The one other female appears toward the end of the novel. She’s a crew member from a marooned space ship. Hang on, did I say crew member? I meant ship’s prostitute. Okay. I am totally supportive of sex work as a legitimate way to earn a decent living, and, okay, this alien is portrayed as mind-blowingly good at her job, but it would be so nice to meet a female character who is in the novel for reasons other than “has a vagina.” I can’t say for sure, but I’m going to guess that a progressive portrayal of sex workers was not at the forefront of the author’s mind when he wrote the character.

My verdict? Buy the book. Buy it USED. Read it, enjoy it, throw it against a wall. Pass it along to your friends.

On Basilisk Station (Honor Harrington #1) by David Weber

On Basilisk Station by David Weber

A few days ago I thought I was going to start this review by saying that David Weber’s On Basilisk Station, the first novel in the Honor Harrington series, attempted to be feminist but almost missed the mark. After having finished it, I can say it really hits its stride in the latter half. Considering that the last few novels I’ve read have been Horus Heresy volumes, it was wonderfully refreshing just to read something that focused on a female lead character. And even more refreshing to note that Honor Harrington is not treated as an anomaly in her universe, but rather that Weber’s Navy seems to have a fairly even distribution of men and women among all ranks and positions. Women in this novel are portrayed as capable, intelligent tacticians, scheming politicians, corrupt billionaires – and each is just as sincerely written and believable as any male character in a similar position.

While the story itself is tight and relatively small in scope – small given that the main conflict involves a space station, wormhole travel and interplanetary espionage – the writing itself drags very occasionally. This is usually when Weber gets caught up in explaining the technological aspects of ships and weapons or the history and process of various political systems. It’s clear that the author genuinely enjoys his world-building, and it’s not that I don’t appreciate this – I can think of a lot more stories where a bit more world-building could have improved things. Weber’s bouts of exposition sometimes go on for four or five pages, eventually reading like someone rambling nervously at a bar, knowing their target is going to walk away as soon as they stop talking.

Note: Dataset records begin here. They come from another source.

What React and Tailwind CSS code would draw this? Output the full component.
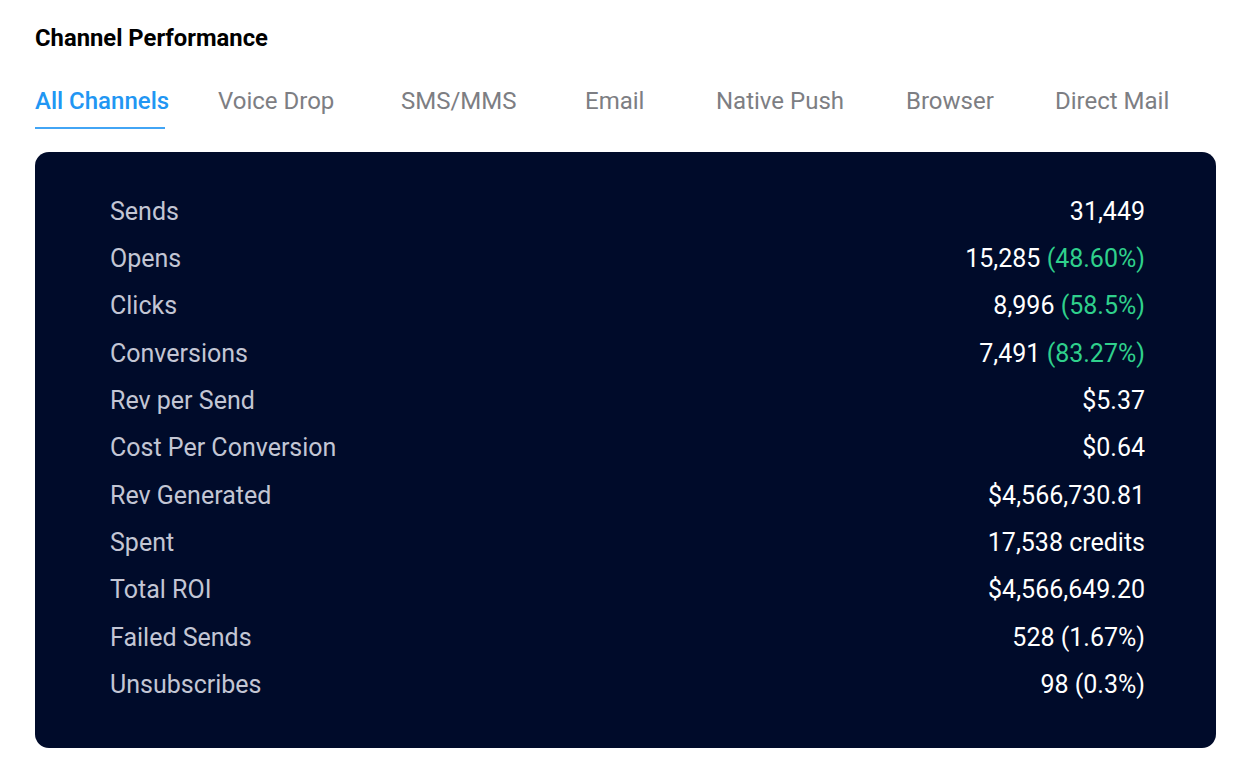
const tabs = [
  { name: "All Channels", cls: "w-[183px]" },
  { name: "Voice Drop", cls: "w-[183px]" },
  { name: "SMS/MMS", cls: "w-[184px]" },
  { name: "Email", cls: "w-[131px]" },
  { name: "Native Push", cls: "w-[190px]" },
  { name: "Browser", cls: "w-[149px]" },
  { name: "Direct Mail", cls: "" },
];

const rows = [
  { label: "Sends", value: "31,449" },
  { label: "Opens", value: "15,285", pct: "(48.60%)" },
  { label: "Clicks", value: "8,996", pct: "(58.5%)" },
  { label: "Conversions", value: "7,491", pct: "(83.27%)" },
  { label: "Rev per Send", value: "$5.37" },
  { label: "Cost Per Conversion", value: "$0.64" },
  { label: "Rev Generated", value: "$4,566,730.81" },
  { label: "Spent", value: "17,538 credits" },
  { label: "Total ROI", value: "$4,566,649.20" },
  { label: "Failed Sends", value: "528 (1.67%)" },
  { label: "Unsubscribes", value: "98 (0.3%)" },
];

export default function App() {
  return (
    <div className="min-h-screen bg-white px-[35px] pt-[24px] font-['Roboto',sans-serif]">
      <h2 className="text-[23.8px] font-bold leading-[28px] text-black">
        Channel Performance
      </h2>
      <div className="mt-[34px] flex items-start">
        {tabs.map((t, i) => (
          <div key={t.name} className={`flex shrink-0 flex-col ${t.cls}`}>
            <span
              className={
                i === 0
                  ? "text-[24px] font-medium leading-[30px] text-[#2196f3]"
                  : "text-[24px] leading-[30px] text-[#7d7e83]"
              }
            >
              {t.name}
            </span>
            {i === 0 ? (
              <div className="mt-[11px] h-[2px] w-[130px] bg-[#42a5f5]" />
            ) : null}
          </div>
        ))}
      </div>
      <div className="mt-[23px] w-[1181px] rounded-[14px] bg-[#000b2a] pl-[75px] pr-[71px] pt-[36px] pb-[40px]">
        {rows.map((r) => (
          <div
            key={r.label}
            className="flex h-[47.3px] items-center justify-between text-[25px]"
          >
            <span className="text-[#c3c6d4]">{r.label}</span>
            <span className="text-white">
              {r.value}
              {r.pct ? <span className="text-[#2fd08c]"> {r.pct}</span> : null}
            </span>
          </div>
        ))}
      </div>
    </div>
  );
}
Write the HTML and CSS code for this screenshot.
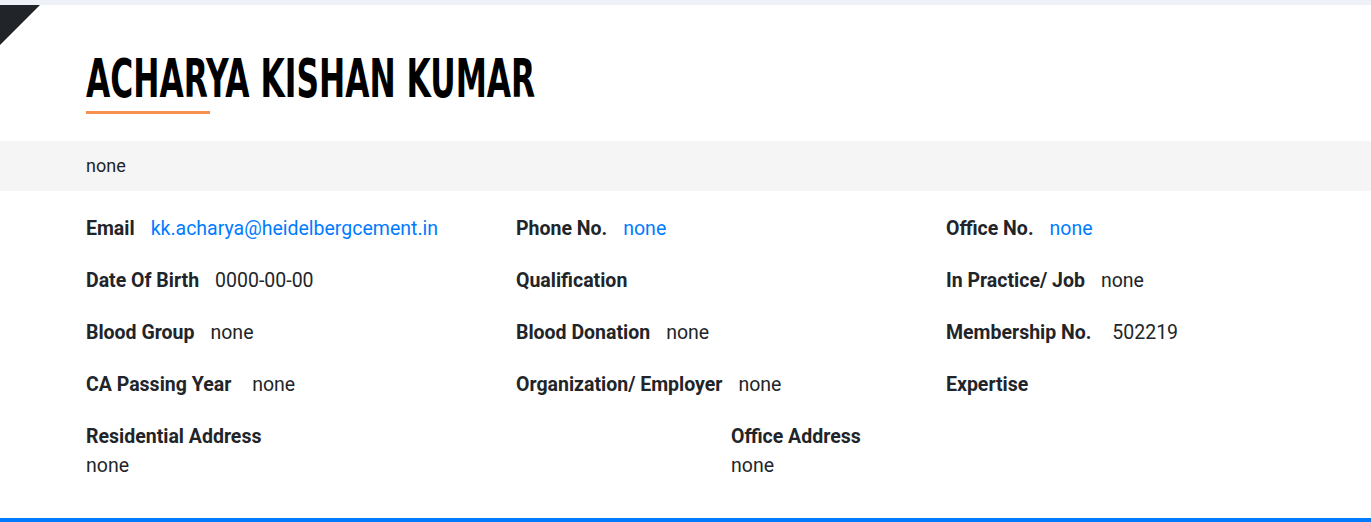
FILE: index.html
```html
<!DOCTYPE html>
<html lang="en">
<head>
<meta charset="utf-8">
<title>Acharya Kishan Kumar</title>
<link rel="stylesheet" href="styles.css">
</head>
<body>
<div class="topstrip"></div>
<section class="profile">
  <div class="corner"></div>
  <header class="head">
    <h1 class="name">ACHARYA KISHAN KUMAR</h1>
  </header>
  <div class="band">none</div>
  <div class="details">
    <div class="grid3">
      <div class="item"><strong class="lbl">Email</strong><a class="val link" href="#">kk.acharya@heidelbergcement.in</a></div>
      <div class="item"><strong class="lbl">Phone No.</strong><a class="val link" href="#">none</a></div>
      <div class="item"><strong class="lbl">Office No.</strong><a class="val link" href="#">none</a></div>

      <div class="item"><strong class="lbl">Date Of Birth</strong><span class="val">0000-00-00</span></div>
      <div class="item"><strong class="lbl">Qualification</strong></div>
      <div class="item"><strong class="lbl">In Practice/ Job</strong><span class="val">none</span></div>

      <div class="item"><strong class="lbl">Blood Group</strong><span class="val">none</span></div>
      <div class="item"><strong class="lbl">Blood Donation</strong><span class="val">none</span></div>
      <div class="item"><strong class="lbl">Membership No.&nbsp;</strong><span class="val">502219</span></div>

      <div class="item"><strong class="lbl">CA Passing Year&nbsp;</strong><span class="val">none</span></div>
      <div class="item"><strong class="lbl">Organization/ Employer</strong><span class="val">none</span></div>
      <div class="item"><strong class="lbl">Expertise</strong></div>
    </div>
    <div class="grid2">
      <div class="addr"><strong class="lbl">Residential Address</strong><div class="addr-val">none</div></div>
      <div class="addr"><strong class="lbl">Office Address</strong><div class="addr-val">none</div></div>
    </div>
  </div>
</section>
</body>
</html>
```
FILE: styles.css
```css
html, body {
  margin: 0;
  padding: 0;
}
body {
  background: #ffffff;
  font-family: Roboto, "Liberation Sans", sans-serif;
  color: #212529;
  height: 522px;
  overflow: hidden;
  display: flex;
  flex-direction: column;
}
.topstrip {
  height: 5px;
  background: #eef2f8;
}
.profile {
  position: relative;
  flex: 1;
  display: flex;
  flex-direction: column;
  border-bottom: 4px solid #007bff;
}
.corner {
  position: absolute;
  left: 0;
  top: 0;
  width: 0;
  height: 0;
  border-top: 40px solid #212529;
  border-right: 40px solid transparent;
}
.head {
  padding: 47px 0 27px 86px;
}
.name {
  margin: 0;
  font-family: "Liberation Sans Narrow", "DejaVu Sans Condensed", sans-serif;
  font-stretch: condensed;
  font-weight: 700;
  font-size: 54px;
  line-height: 54px;
  color: #000000;
  transform: scaleX(0.645);
  transform-origin: left center;
  white-space: nowrap;
}
.head::after {
  content: "";
  display: block;
  width: 124px;
  height: 3px;
  margin-top: 5px;
  background: #f79150;
}
.band {
  background: #f5f5f5;
  height: 50px;
  box-sizing: border-box;
  padding: 13px 0 0 86px;
  font-size: 18px;
  line-height: 24px;
}
.details {
  padding: 23px 0 0 86px;
  font-size: 19.5px;
  line-height: 30px;
}
.grid3 {
  display: grid;
  grid-template-columns: 430px 430px 1fr;
  row-gap: 22px;
}
.grid2 {
  display: grid;
  grid-template-columns: 645px 1fr;
  margin-top: 22px;
}
.addr-val {
  line-height: 28px;
}
.lbl {
  font-weight: 700;
}
.val {
  margin-left: 16px;
}
.link {
  color: #007bff;
  text-decoration: none;
}
```
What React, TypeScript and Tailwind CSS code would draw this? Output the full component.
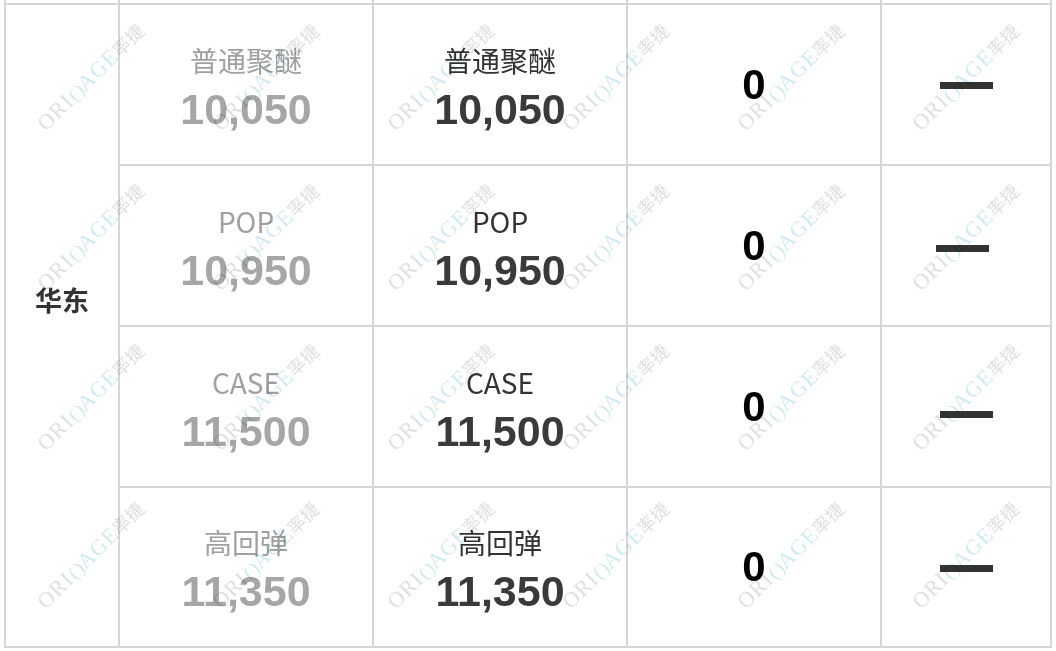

Those of you expecting a tale of swashbuckling high-space-seas adventure won’t be disappointed – though you should be warned that things take a turn for the #dark towards the end of the novel when the stakes get higher and the body count rises. I’ve never been particularly put off by blood and guts but the way the gore is treated here (serious, with odd dignity given the number of over-the-top violent deaths and their slightly-too-loving descriptions) might be a little incongruous for summer reading. Honestly though, my biggest complaint about this book pertains only to the specific edition that I bought, which features a conventionally beautiful, long-haired Honor Harrington on its cover despite numerous descriptions to the exact contrary within. I digress: the book was engaging almost all the way through, with likable characters and meaningful losses, and I will definitely buy the next installment of the series.